%%

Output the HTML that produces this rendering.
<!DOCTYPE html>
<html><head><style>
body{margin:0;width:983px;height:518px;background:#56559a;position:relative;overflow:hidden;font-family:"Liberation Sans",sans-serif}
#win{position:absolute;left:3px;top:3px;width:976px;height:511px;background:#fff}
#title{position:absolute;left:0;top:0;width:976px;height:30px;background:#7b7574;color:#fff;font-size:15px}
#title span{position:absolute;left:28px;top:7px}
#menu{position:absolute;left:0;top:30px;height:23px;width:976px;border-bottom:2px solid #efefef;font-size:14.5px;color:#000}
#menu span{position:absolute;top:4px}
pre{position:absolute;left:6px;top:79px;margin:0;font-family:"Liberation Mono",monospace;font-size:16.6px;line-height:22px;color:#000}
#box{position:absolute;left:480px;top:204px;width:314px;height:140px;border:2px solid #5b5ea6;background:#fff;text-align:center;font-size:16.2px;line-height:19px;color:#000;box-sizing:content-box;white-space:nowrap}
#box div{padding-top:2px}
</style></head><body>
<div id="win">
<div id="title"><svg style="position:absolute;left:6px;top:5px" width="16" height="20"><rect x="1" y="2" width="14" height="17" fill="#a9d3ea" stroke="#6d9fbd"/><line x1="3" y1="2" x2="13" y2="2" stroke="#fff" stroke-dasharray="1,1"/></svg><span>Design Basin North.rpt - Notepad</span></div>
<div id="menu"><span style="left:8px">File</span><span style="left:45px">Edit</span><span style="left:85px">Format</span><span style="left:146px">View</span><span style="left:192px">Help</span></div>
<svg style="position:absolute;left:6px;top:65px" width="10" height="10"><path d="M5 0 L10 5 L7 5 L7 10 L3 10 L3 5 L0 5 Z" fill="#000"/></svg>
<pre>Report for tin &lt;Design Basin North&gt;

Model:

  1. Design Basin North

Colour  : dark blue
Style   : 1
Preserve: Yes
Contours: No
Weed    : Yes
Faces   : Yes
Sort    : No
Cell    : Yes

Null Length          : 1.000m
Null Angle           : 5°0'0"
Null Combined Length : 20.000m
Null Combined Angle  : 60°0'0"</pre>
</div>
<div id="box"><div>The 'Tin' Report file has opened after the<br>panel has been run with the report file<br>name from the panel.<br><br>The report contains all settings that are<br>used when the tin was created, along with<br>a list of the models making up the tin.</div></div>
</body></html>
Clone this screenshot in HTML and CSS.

%%

## INSTRUCTIONS TO FOLLOW
Retype all the records, matching them exactly.

## TASK RESULT
Output the HTML that produces this rendering.
<!DOCTYPE html>
<html><head><style>
body{margin:0;width:983px;height:518px;background:#56559a;position:relative;overflow:hidden;font-family:"Liberation Sans",sans-serif}
#win{position:absolute;left:3px;top:3px;width:976px;height:511px;background:#fff}
#title{position:absolute;left:0;top:0;width:976px;height:30px;background:#7b7574;color:#fff;font-size:15px}
#title span{position:absolute;left:28px;top:7px}
#menu{position:absolute;left:0;top:30px;height:23px;width:976px;border-bottom:2px solid #efefef;font-size:14.5px;color:#000}
#menu span{position:absolute;top:4px}
pre{position:absolute;left:6px;top:79px;margin:0;font-family:"Liberation Mono",monospace;font-size:16.6px;line-height:22px;color:#000}
#box{position:absolute;left:480px;top:204px;width:314px;height:140px;border:2px solid #5b5ea6;background:#fff;text-align:center;font-size:16.2px;line-height:19px;color:#000;box-sizing:content-box;white-space:nowrap}
#box div{padding-top:2px}
</style></head><body>
<div id="win">
<div id="title"><svg style="position:absolute;left:6px;top:5px" width="16" height="20"><rect x="1" y="2" width="14" height="17" fill="#a9d3ea" stroke="#6d9fbd"/><line x1="3" y1="2" x2="13" y2="2" stroke="#fff" stroke-dasharray="1,1"/></svg><span>Design Basin North.rpt - Notepad</span></div>
<div id="menu"><span style="left:8px">File</span><span style="left:45px">Edit</span><span style="left:85px">Format</span><span style="left:146px">View</span><span style="left:192px">Help</span></div>
<svg style="position:absolute;left:6px;top:65px" width="10" height="10"><path d="M5 0 L10 5 L7 5 L7 10 L3 10 L3 5 L0 5 Z" fill="#000"/></svg>
<pre>Report for tin &lt;Design Basin North&gt;

Model:

  1. Design Basin North

Colour  : dark blue
Style   : 1
Preserve: Yes
Contours: No
Weed    : Yes
Faces   : Yes
Sort    : No
Cell    : Yes

Null Length          : 1.000m
Null Angle           : 5°0'0"
Null Combined Length : 20.000m
Null Combined Angle  : 60°0'0"</pre>
</div>
<div id="box"><div>The 'Tin' Report file has opened after the<br>panel has been run with the report file<br>name from the panel.<br><br>The report contains all settings that are<br>used when the tin was created, along with<br>a list of the models making up the tin.</div></div>
</body></html>
Clone this screenshot in HTML and CSS.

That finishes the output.